Paolo Soleri, born in Turin (home of the shroud and all) and landed in Arizona as a lecturer at ASU and somewhere along the way studied under famous architect Frank Lloyd Wright. He came up with this concept of Arcology. That sounds like a synthetic word, the combination of two regular words to mean the intersection of both of them. Architecture and ecology. Soleri had this idea of a new type of community where densely populated spaces could sustain a community through thoughtful design, city planning, and minimal impact on the world around them. The idea has come back around through the concept of low impact living in a global warming world. How did that vision turn out in practice?
An hour north of Phoenix lies Arcosanti, population… 60. You have to apply if you want to live there and it sounds like your lease to live there is over after some period so additional people can get the chance to see what Utopia is all about… with 59 other people. Here’s an article I found interesting. And here’s an excerpt, “
Each year, 50,000 people from all over the world visit Arcosanti. University students come to study design and sustainability. Concerts and festivals are held in its amphitheater. Some visitors even rent apartment guest rooms and stay overnight. Construction on Arcosanti has been glacial; the project may never reach completion, but through the unfinished ecological city the principles of Arcology live on as a model.
“At a time when climate is changing and seas are rising, there’s going to be great migration into the coasts,” Stein says. “We’re trying to be part of the global conversation of how eight million people can live on the planet.”
So it sounds like the perfect place for something like Bonaroo or Burning Man right? Well there’s the Form Music Festival. Check it.

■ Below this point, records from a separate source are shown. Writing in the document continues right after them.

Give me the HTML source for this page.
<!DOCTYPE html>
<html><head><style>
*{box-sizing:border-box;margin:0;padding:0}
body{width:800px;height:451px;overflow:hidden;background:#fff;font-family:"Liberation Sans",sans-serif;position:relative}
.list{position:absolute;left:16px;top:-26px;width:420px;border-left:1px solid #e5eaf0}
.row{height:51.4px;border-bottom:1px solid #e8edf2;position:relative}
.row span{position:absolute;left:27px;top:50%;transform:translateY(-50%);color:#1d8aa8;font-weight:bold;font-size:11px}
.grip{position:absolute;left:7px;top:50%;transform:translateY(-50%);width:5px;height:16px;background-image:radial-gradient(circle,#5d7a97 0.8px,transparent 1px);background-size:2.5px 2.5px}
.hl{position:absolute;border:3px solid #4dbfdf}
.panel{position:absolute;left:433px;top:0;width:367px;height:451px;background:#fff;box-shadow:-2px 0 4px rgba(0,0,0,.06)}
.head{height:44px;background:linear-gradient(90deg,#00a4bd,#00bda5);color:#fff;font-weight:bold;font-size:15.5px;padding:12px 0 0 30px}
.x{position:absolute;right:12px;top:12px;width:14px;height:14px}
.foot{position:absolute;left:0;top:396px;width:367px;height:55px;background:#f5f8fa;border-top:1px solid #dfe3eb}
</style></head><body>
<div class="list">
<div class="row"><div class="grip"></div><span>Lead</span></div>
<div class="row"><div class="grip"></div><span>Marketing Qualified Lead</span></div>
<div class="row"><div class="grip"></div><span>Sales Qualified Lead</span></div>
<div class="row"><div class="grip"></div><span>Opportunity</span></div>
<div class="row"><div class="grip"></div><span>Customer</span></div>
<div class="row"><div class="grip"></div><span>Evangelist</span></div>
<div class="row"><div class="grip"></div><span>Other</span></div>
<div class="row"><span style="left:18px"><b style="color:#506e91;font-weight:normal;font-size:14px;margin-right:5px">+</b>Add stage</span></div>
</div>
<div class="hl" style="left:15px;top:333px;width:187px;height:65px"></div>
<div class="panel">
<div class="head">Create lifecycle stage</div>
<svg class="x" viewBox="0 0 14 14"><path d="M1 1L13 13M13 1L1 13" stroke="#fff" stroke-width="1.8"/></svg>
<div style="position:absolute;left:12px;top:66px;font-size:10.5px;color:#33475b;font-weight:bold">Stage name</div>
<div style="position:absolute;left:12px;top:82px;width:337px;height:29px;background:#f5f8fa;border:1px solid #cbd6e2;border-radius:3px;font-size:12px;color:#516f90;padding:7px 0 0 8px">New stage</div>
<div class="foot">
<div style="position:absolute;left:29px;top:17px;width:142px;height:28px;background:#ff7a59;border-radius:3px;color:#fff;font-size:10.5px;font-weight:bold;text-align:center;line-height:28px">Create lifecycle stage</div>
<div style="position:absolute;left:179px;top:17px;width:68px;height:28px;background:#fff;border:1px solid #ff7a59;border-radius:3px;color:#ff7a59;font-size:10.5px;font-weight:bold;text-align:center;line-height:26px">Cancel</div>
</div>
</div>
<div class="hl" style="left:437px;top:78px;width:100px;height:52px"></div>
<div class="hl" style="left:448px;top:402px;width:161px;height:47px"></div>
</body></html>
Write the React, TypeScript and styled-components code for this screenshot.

Ideas like Arcosanti might be idealistic and maybe not quite achievable in the modern world. But that doesn’t mean people shouldn’t keep thinking and innovating and trying to create the perfect community. Sure the perfect community doesn’t exist and won’t exist. Get real. It’s part of the human experience, imperfections. That doesn’t mean we shouldn’t try to still come up with big ideas and make them happen. Arcosanti, a good thing.